Friday, June 3, 2016
Among this term’s cases that were not deadlocked due to a missing 9th justice, is Foster v. Chatman.
Mr. Foster is a cognitively challenged black man who has been imprisoned nearly thirty years waiting execution following a murder conviction. The issue before the court was whether Mr. Foster's right to trial before a jury of his peers was defeated through the prosecution’s manipulation of the juror selection process. Mr. Foster, who is African American, argued that the prosecutor impermissibly eliminated black jurors thus creating a biased jury pool. The court, in a seven to one opinion, determined that the prosecution demonstrated racial bias in jury selection and remanded the case to the lower court.

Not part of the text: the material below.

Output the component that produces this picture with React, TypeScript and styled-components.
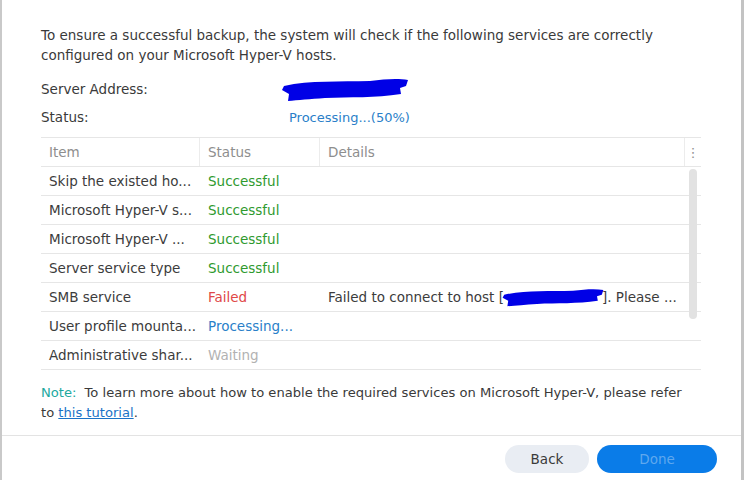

The legal impact of the decision will be limited. Mr. Foster’s lawyers gained access to the thirty-year-old prosecutor’s file which showed, among other discriminatory evidence, a “b” written next to the names of the black prospective jurors. Such blatant evidence is rarely available. With progressively more focus on criminal justice practices that limit or deny civil rights protection to people of color, it is likely that written documentation of exclusionary jury practices no longer appear in prosecutor’s notes. The case is unlikely to influence future discrimination cases except in one regard: it is possible that some judges will scrutinize more closely the Batson claims of prosecutors that there were “ legitimate reasons” for eliminating black jurors. But under the current status of case law favoring prosecutors even enhanced scrutiny is not likely to change discriminatory practices.
In addition, two justices noted, there may be procedural barriers beyond the bias issue that prevent Mr. Foster from receiving a new trial.

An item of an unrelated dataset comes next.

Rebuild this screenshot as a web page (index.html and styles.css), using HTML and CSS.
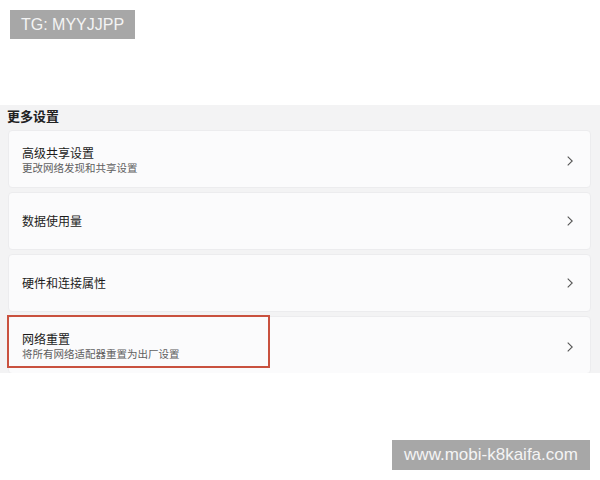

But will the prosecutor in question benefit from the passage of time thereby avoiding disciplinary action?
ABA Model Rule 3.8 emphasizes the special duty of prosecutors to assure justice, in addition to their duties to be competent lawyers on behalf of the state. Under the rule, prosecutors have a duty to seek and preserve justice as well as to prosecute individuals deemed a threat to the public. Commentary to the rule reads in part: "A prosecutor has the responsibility of a minister of justice and not simply that of an advocate." This includes an obligation to ensure that the defendant receives "procedural justice".
Unlike other model rules, as adopted by the various states, there are relatively few disciplinary decisions sanctioning prosecutors for behavior that frustrates or thwarts justice. The apparent lack of discipline for prosecutors (think of the lack of discipline for the now notorious prosecutor in Making of A Murderer) ignites vigorous law classroom debate. Many disciplinary complaints allege conduct as concerning as that found in the documentary. But even when the facts of the complaint are acknowledged, often no or mild discipline follows.
The ethics discussion typically progresses from one concerning individual cases to the larger problem of whether or not the lack of discipline results from a bias to protect the state. What is the fear behind disciplining wayward prosecutors? Are ethics boards concerned about a flood of complaints that might result in a mirroring of the justice systems overcrowded dockets? If so, that fear must be insufficient to prevent disciplinary boards from applying their independent judgment. Adverse collateral consequences to legal systems must not be a factor in determining whether justice has been manipulated by a key state actor.
My prediction is that among the consequences of holding prosecutors to their dual obligations will be the cheering of those many prosecutors who take their larger responsibilities of ensuring justice to heart.